The proceedings are being funded by Litigation Lending Services.

LLS chairman Shaun Bonétt said: “Our focus remains continuing to support First Nations people in their quest for justice from having their wages stolen and being subject to unimaginably difficult conditions for the betterment of Western Australia.”

Ron Harrington-Smith, a class action member who was four years old when he was forcibly taken from his mother to work at the Mount Margaret Mission in the north-eastern Goldfields region to service gold mines, said: “I can vividly remember, I couldn’t stop myself from crying.”

In a statement, Shine said that Mr Harrington-Smith’s duties as a child included chopping and carting wood to missionaries in their houses, marshalling livestock and cleaning soiled toilet pans by emptying them down a mineshaft.

“All of this was barefoot and in squalid conditions. I worked on stations, marshalling sheep or cattle, and they might have given us some tucker, like spuds and onions, but we never got paid. It was a hard life in a drought-stricken country and then when I chased the station owners around for my pay, they would say they couldn’t pay me and they blamed the government,” he said.

“I believe in this class action because the government is at fault for taking children in an inhumane way. They snatched us as children and they had no mercy for us. It’s hard to imagine that we endured all this suffering. It is unfair and appalling, and they have to be found guilty of the facts and pay us back the stolen wages which are owed.”

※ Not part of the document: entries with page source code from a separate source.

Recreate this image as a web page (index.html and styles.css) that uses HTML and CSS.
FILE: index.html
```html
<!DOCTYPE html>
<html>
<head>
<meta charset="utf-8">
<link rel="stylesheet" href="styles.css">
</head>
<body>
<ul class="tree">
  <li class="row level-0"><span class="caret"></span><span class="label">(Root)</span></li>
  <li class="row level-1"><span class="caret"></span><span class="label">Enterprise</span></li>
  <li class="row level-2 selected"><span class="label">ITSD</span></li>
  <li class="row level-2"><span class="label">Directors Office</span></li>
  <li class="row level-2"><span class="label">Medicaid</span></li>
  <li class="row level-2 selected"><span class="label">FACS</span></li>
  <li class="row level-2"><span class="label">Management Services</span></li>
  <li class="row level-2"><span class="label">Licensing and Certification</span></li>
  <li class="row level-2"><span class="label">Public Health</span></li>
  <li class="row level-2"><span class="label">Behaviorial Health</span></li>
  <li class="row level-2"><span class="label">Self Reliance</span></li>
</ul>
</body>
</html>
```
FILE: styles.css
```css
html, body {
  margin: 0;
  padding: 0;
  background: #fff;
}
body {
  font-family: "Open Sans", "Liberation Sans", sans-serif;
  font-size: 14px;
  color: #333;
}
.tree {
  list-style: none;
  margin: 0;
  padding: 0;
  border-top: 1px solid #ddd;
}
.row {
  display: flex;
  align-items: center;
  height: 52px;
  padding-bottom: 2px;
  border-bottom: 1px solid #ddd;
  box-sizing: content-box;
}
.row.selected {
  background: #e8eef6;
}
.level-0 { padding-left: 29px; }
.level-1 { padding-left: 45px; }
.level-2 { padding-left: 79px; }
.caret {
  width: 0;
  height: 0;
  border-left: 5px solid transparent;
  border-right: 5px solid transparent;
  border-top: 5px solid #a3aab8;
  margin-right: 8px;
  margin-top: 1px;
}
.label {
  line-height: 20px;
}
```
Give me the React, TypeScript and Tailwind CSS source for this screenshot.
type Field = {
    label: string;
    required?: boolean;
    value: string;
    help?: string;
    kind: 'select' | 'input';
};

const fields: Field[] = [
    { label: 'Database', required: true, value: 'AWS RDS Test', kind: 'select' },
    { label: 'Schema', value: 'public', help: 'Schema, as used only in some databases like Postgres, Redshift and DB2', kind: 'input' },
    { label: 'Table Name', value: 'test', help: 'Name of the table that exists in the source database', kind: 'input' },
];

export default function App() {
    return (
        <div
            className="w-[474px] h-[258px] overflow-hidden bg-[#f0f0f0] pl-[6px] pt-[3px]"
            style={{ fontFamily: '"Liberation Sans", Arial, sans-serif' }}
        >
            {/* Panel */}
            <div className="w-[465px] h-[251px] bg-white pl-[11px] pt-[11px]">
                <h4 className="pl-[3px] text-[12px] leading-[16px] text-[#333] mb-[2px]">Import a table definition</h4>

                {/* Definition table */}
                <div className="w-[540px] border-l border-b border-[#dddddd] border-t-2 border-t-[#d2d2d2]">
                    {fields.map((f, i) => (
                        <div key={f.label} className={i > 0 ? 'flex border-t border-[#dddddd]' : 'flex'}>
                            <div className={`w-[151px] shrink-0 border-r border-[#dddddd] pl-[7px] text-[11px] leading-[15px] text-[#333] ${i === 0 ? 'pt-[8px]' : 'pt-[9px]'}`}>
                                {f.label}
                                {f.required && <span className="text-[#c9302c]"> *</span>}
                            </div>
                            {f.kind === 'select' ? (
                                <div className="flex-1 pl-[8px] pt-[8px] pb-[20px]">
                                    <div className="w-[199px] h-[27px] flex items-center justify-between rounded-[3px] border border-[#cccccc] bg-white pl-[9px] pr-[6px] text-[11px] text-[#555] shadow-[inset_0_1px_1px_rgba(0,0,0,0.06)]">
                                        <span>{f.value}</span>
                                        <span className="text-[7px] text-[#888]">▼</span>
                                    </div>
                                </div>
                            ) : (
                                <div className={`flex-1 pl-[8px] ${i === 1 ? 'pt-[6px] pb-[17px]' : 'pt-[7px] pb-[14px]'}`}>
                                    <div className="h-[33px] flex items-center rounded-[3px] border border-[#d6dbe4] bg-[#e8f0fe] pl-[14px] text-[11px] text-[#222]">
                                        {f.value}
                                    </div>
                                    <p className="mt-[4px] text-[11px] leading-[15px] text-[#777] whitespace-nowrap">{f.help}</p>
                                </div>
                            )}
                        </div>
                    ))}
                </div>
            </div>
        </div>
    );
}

The proceedings against the Western Australian government come as the parliamentary inquiry into litigation funding continues. Lawyers Weekly has been covering the various submissions to the inquiry from litigation funders, plaintiff and defendant firms and other interested stakeholders, all of which are available on the Lawyers Weekly website.

“Class actions offer hope to people who would otherwise struggle to fund legal action against governments and corporations with deep pockets and this case is no different,” Ms Saddler said.

Shine noted that anyone who is subject to the relevant legislation who had their wages stolen is eligible to join the class action, including descendants of deceased workers and their estates.